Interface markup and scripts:
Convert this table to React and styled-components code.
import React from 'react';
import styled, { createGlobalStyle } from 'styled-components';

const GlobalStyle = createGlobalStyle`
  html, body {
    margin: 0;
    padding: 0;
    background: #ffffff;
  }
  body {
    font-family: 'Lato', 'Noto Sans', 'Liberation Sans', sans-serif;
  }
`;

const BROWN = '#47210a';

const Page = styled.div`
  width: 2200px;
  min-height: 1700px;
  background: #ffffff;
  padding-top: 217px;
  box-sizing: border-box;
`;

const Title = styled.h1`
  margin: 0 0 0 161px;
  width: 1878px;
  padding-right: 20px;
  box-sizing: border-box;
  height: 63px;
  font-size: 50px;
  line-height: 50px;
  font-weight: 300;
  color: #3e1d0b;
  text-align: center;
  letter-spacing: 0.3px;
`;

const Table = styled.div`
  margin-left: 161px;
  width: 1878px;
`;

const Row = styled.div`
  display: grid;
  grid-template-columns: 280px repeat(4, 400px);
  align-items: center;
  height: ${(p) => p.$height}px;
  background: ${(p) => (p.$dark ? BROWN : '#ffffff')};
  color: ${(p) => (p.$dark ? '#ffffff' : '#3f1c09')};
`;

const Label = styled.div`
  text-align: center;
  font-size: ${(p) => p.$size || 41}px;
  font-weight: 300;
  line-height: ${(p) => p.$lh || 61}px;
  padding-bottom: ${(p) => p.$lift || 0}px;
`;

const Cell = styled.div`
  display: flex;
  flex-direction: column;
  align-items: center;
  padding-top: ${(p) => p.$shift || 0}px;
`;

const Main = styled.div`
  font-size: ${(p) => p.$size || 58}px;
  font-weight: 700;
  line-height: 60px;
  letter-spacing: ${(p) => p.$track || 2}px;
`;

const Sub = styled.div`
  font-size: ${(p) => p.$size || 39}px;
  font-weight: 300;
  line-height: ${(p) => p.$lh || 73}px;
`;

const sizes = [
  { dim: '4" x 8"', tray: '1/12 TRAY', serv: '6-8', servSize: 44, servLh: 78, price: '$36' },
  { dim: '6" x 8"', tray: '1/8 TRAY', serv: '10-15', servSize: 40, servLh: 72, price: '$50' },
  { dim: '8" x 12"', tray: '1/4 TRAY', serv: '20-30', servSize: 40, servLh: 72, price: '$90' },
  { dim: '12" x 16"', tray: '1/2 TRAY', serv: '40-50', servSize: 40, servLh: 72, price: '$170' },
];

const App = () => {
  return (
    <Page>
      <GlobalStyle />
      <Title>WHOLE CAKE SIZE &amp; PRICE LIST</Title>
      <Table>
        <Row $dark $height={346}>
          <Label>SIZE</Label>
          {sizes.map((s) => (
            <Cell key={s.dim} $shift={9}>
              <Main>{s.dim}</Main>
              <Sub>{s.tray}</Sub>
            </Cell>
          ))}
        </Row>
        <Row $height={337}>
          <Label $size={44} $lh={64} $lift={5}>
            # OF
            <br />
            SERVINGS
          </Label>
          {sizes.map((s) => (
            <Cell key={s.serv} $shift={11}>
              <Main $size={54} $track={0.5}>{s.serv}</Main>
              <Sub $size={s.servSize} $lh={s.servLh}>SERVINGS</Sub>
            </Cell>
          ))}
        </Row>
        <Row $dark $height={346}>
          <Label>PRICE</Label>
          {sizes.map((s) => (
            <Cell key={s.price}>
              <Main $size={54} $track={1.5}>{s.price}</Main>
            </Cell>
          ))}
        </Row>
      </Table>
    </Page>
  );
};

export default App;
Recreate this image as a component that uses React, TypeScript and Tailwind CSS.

* **REQUEST**:
In the records shown above, how many lines include the word "this"? Answer with the number only.

* **FINAL ANSWER**:
2